◆ Exercise requirements ◆
Without including any pictures, write out the listing below exactly.
* * * *
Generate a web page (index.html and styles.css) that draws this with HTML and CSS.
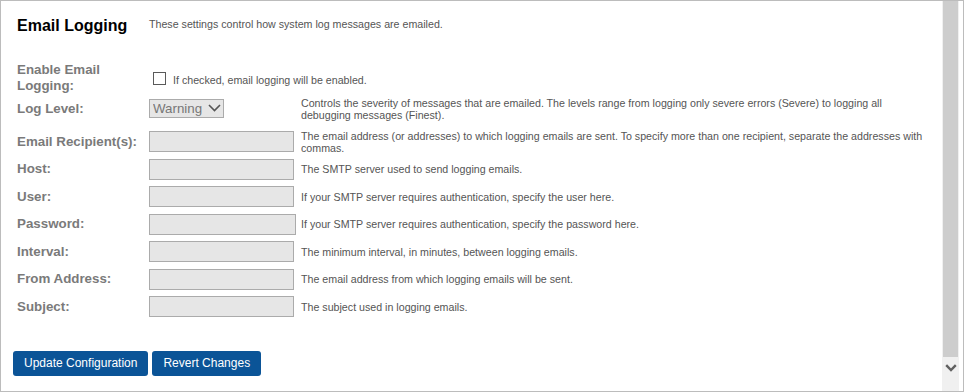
FILE: index.html
```html
<!DOCTYPE html>
<html lang="en">
<head>
    <meta charset="UTF-8">
    <title>Email Logging</title>
    <link rel="stylesheet" href="styles.css">
</head>
<body>
    <div class="frame">
        <div class="content">
            <div class="panel-header">
                <h2 class="panel-title">Email Logging</h2>
                <p class="panel-desc">These settings control how system log messages are emailed.</p>
            </div>

            <form class="settings-form" id="email-logging-form">
                <label class="field-label" for="enabled">Enable Email Logging:</label>
                <div class="field-check">
                    <input type="checkbox" id="enabled" class="checkbox">
                    <span class="help">If checked, email logging will be enabled.</span>
                </div>

                <label class="field-label" for="level">Log Level:</label>
                <div class="select-wrap">
                    <select id="level" class="select">
                        <option>Severe</option>
                        <option selected>Warning</option>
                        <option>Info</option>
                        <option>Fine</option>
                        <option>Finest</option>
                    </select>
                    <svg class="select-arrow" width="13" height="8" viewBox="0 0 13 8"><polyline points="1,1 6.5,6.5 12,1" fill="none" stroke="#555" stroke-width="1.6"/></svg>
                </div>
                <div class="help">Controls the severity of messages that are emailed. The levels range from logging only severe errors (Severe) to logging all debugging messages (Finest).</div>

                <label class="field-label" for="recipients">Email Recipient(s):</label>
                <input type="text" id="recipients" class="text-input">
                <div class="help">The email address (or addresses) to which logging emails are sent. To specify more than one recipient, separate the addresses with commas.</div>

                <label class="field-label" for="host">Host:</label>
                <input type="text" id="host" class="text-input">
                <div class="help">The SMTP server used to send logging emails.</div>

                <label class="field-label" for="user">User:</label>
                <input type="text" id="user" class="text-input">
                <div class="help">If your SMTP server requires authentication, specify the user here.</div>

                <label class="field-label" for="password">Password:</label>
                <input type="password" id="password" class="text-input text-input-password">
                <div class="help">If your SMTP server requires authentication, specify the password here.</div>

                <label class="field-label" for="interval">Interval:</label>
                <input type="text" id="interval" class="text-input">
                <div class="help">The minimum interval, in minutes, between logging emails.</div>

                <label class="field-label" for="from">From Address:</label>
                <input type="text" id="from" class="text-input">
                <div class="help">The email address from which logging emails will be sent.</div>

                <label class="field-label" for="subject">Subject:</label>
                <input type="text" id="subject" class="text-input">
                <div class="help">The subject used in logging emails.</div>
            </form>

            <div class="button-row">
                <button type="submit" form="email-logging-form" class="btn">Update Configuration</button>
                <button type="reset" form="email-logging-form" class="btn">Revert Changes</button>
            </div>
        </div>

        <div class="scrollbar">
            <div class="scroll-thumb"></div>
            <div class="scroll-down">
                <svg width="12" height="8" viewBox="0 0 12 8"><polyline points="1.2,1.2 6,6 10.8,1.2" fill="none" stroke="#606060" stroke-width="2.4"/></svg>
            </div>
        </div>
    </div>
</body>
</html>
```

FILE: styles.css
```css
* {
    margin: 0;
    padding: 0;
    box-sizing: border-box;
}

body {
    font-family: 'Liberation Sans', Arial, sans-serif;
    background: white;
}

.frame {
    width: 964px;
    height: 392px;
    border: 1px solid #bcbcbc;
    display: flex;
    overflow: hidden;
}

.content {
    flex: 1;
    padding: 15.5px 11px 0 12px;
}

/* header */

.panel-header {
    display: grid;
    grid-template-columns: 132px 1fr;
    align-items: start;
    margin-left: 4px;
}

.panel-title {
    font-size: 16px;
    line-height: 18px;
    font-weight: bold;
    color: #000;
}

.panel-desc {
    font-size: 10.67px;
    line-height: 12px;
    color: #555;
    padding-top: 1px;
}

/* form rows */

.settings-form {
    display: grid;
    grid-template-columns: 132px 152px 1fr;
    grid-template-rows: 22.5px 38.5px repeat(7, 27.5px);
    align-items: center;
    margin: 32.25px 0 0 4px;
}

.field-label {
    font-size: 13.33px;
    line-height: 16px;
    font-weight: bold;
    color: #7a7a7a;
}

.help {
    font-size: 10.67px;
    line-height: 12px;
    color: #555;
}

.field-check {
    grid-column: 2 / 4;
    display: flex;
    align-items: center;
}

.checkbox {
    appearance: none;
    width: 13px;
    height: 13px;
    border: 1px solid #5a5a5a;
    background: white;
    margin: 0 7px 0 4px;
}

.field-check .help {
    padding-top: 3px;
}

.text-input {
    width: 145px;
    height: 21px;
    background: #e6e6e6;
    border: 1px solid #ababab;
    font-size: 13.33px;
    font-family: inherit;
    padding: 0 3px;
}

.text-input-password {
    width: 147px;
}

.select-wrap {
    position: relative;
    width: 75px;
    height: 19px;
}

.select {
    appearance: none;
    width: 75px;
    height: 19px;
    background: #e6e6e6;
    border: 1px solid #ababab;
    border-radius: 0;
    font-family: inherit;
    font-size: 13.33px;
    color: #777;
    padding: 0 0 0 3px;
    outline: none;
}

.select-arrow {
    position: absolute;
    right: 3px;
    top: 5px;
    pointer-events: none;
}

.settings-form .help {
    align-self: center;
}

/* buttons */

.button-row {
    display: flex;
    gap: 4px;
    margin-top: 30.25px;
}

.btn {
    height: 25px;
    padding: 0 11px;
    background: #0b5497;
    color: white;
    border: none;
    border-radius: 3px;
    font-family: inherit;
    font-size: 12px;
    cursor: pointer;
}

/* fake scrollbar */

.scrollbar {
    width: 17px;
    margin-right: 4px;
    background: #f0f0f0;
    display: flex;
    flex-direction: column;
}

.scroll-thumb {
    height: 356px;
    margin: 0 1px;
    background: #cdcdcd;
}

.scroll-down {
    flex: 1;
    display: flex;
    justify-content: center;
    padding-top: 7px;
}
```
* * * *
◆ The result ◆
Generate a web page (index.html and styles.css) that draws this with HTML and CSS.
FILE: index.html
```html
<!DOCTYPE html>
<html lang="en">
<head>
    <meta charset="UTF-8">
    <title>Email Logging</title>
    <link rel="stylesheet" href="styles.css">
</head>
<body>
    <div class="frame">
        <div class="content">
            <div class="panel-header">
                <h2 class="panel-title">Email Logging</h2>
                <p class="panel-desc">These settings control how system log messages are emailed.</p>
            </div>

            <form class="settings-form" id="email-logging-form">
                <label class="field-label" for="enabled">Enable Email Logging:</label>
                <div class="field-check">
                    <input type="checkbox" id="enabled" class="checkbox">
                    <span class="help">If checked, email logging will be enabled.</span>
                </div>

                <label class="field-label" for="level">Log Level:</label>
                <div class="select-wrap">
                    <select id="level" class="select">
                        <option>Severe</option>
                        <option selected>Warning</option>
                        <option>Info</option>
                        <option>Fine</option>
                        <option>Finest</option>
                    </select>
                    <svg class="select-arrow" width="13" height="8" viewBox="0 0 13 8"><polyline points="1,1 6.5,6.5 12,1" fill="none" stroke="#555" stroke-width="1.6"/></svg>
                </div>
                <div class="help">Controls the severity of messages that are emailed. The levels range from logging only severe errors (Severe) to logging all debugging messages (Finest).</div>

                <label class="field-label" for="recipients">Email Recipient(s):</label>
                <input type="text" id="recipients" class="text-input">
                <div class="help">The email address (or addresses) to which logging emails are sent. To specify more than one recipient, separate the addresses with commas.</div>

                <label class="field-label" for="host">Host:</label>
                <input type="text" id="host" class="text-input">
                <div class="help">The SMTP server used to send logging emails.</div>

                <label class="field-label" for="user">User:</label>
                <input type="text" id="user" class="text-input">
                <div class="help">If your SMTP server requires authentication, specify the user here.</div>

                <label class="field-label" for="password">Password:</label>
                <input type="password" id="password" class="text-input text-input-password">
                <div class="help">If your SMTP server requires authentication, specify the password here.</div>

                <label class="field-label" for="interval">Interval:</label>
                <input type="text" id="interval" class="text-input">
                <div class="help">The minimum interval, in minutes, between logging emails.</div>

                <label class="field-label" for="from">From Address:</label>
                <input type="text" id="from" class="text-input">
                <div class="help">The email address from which logging emails will be sent.</div>

                <label class="field-label" for="subject">Subject:</label>
                <input type="text" id="subject" class="text-input">
                <div class="help">The subject used in logging emails.</div>
            </form>

            <div class="button-row">
                <button type="submit" form="email-logging-form" class="btn">Update Configuration</button>
                <button type="reset" form="email-logging-form" class="btn">Revert Changes</button>
            </div>
        </div>

        <div class="scrollbar">
            <div class="scroll-thumb"></div>
            <div class="scroll-down">
                <svg width="12" height="8" viewBox="0 0 12 8"><polyline points="1.2,1.2 6,6 10.8,1.2" fill="none" stroke="#606060" stroke-width="2.4"/></svg>
            </div>
        </div>
    </div>
</body>
</html>
```

FILE: styles.css
```css
* {
    margin: 0;
    padding: 0;
    box-sizing: border-box;
}

body {
    font-family: 'Liberation Sans', Arial, sans-serif;
    background: white;
}

.frame {
    width: 964px;
    height: 392px;
    border: 1px solid #bcbcbc;
    display: flex;
    overflow: hidden;
}

.content {
    flex: 1;
    padding: 15.5px 11px 0 12px;
}

/* header */

.panel-header {
    display: grid;
    grid-template-columns: 132px 1fr;
    align-items: start;
    margin-left: 4px;
}

.panel-title {
    font-size: 16px;
    line-height: 18px;
    font-weight: bold;
    color: #000;
}

.panel-desc {
    font-size: 10.67px;
    line-height: 12px;
    color: #555;
    padding-top: 1px;
}

/* form rows */

.settings-form {
    display: grid;
    grid-template-columns: 132px 152px 1fr;
    grid-template-rows: 22.5px 38.5px repeat(7, 27.5px);
    align-items: center;
    margin: 32.25px 0 0 4px;
}

.field-label {
    font-size: 13.33px;
    line-height: 16px;
    font-weight: bold;
    color: #7a7a7a;
}

.help {
    font-size: 10.67px;
    line-height: 12px;
    color: #555;
}

.field-check {
    grid-column: 2 / 4;
    display: flex;
    align-items: center;
}

.checkbox {
    appearance: none;
    width: 13px;
    height: 13px;
    border: 1px solid #5a5a5a;
    background: white;
    margin: 0 7px 0 4px;
}

.field-check .help {
    padding-top: 3px;
}

.text-input {
    width: 145px;
    height: 21px;
    background: #e6e6e6;
    border: 1px solid #ababab;
    font-size: 13.33px;
    font-family: inherit;
    padding: 0 3px;
}

.text-input-password {
    width: 147px;
}

.select-wrap {
    position: relative;
    width: 75px;
    height: 19px;
}

.select {
    appearance: none;
    width: 75px;
    height: 19px;
    background: #e6e6e6;
    border: 1px solid #ababab;
    border-radius: 0;
    font-family: inherit;
    font-size: 13.33px;
    color: #777;
    padding: 0 0 0 3px;
    outline: none;
}

.select-arrow {
    position: absolute;
    right: 3px;
    top: 5px;
    pointer-events: none;
}

.settings-form .help {
    align-self: center;
}

/* buttons */

.button-row {
    display: flex;
    gap: 4px;
    margin-top: 30.25px;
}

.btn {
    height: 25px;
    padding: 0 11px;
    background: #0b5497;
    color: white;
    border: none;
    border-radius: 3px;
    font-family: inherit;
    font-size: 12px;
    cursor: pointer;
}

/* fake scrollbar */

.scrollbar {
    width: 17px;
    margin-right: 4px;
    background: #f0f0f0;
    display: flex;
    flex-direction: column;
}

.scroll-thumb {
    height: 356px;
    margin: 0 1px;
    background: #cdcdcd;
}

.scroll-down {
    flex: 1;
    display: flex;
    justify-content: center;
    padding-top: 7px;
}
```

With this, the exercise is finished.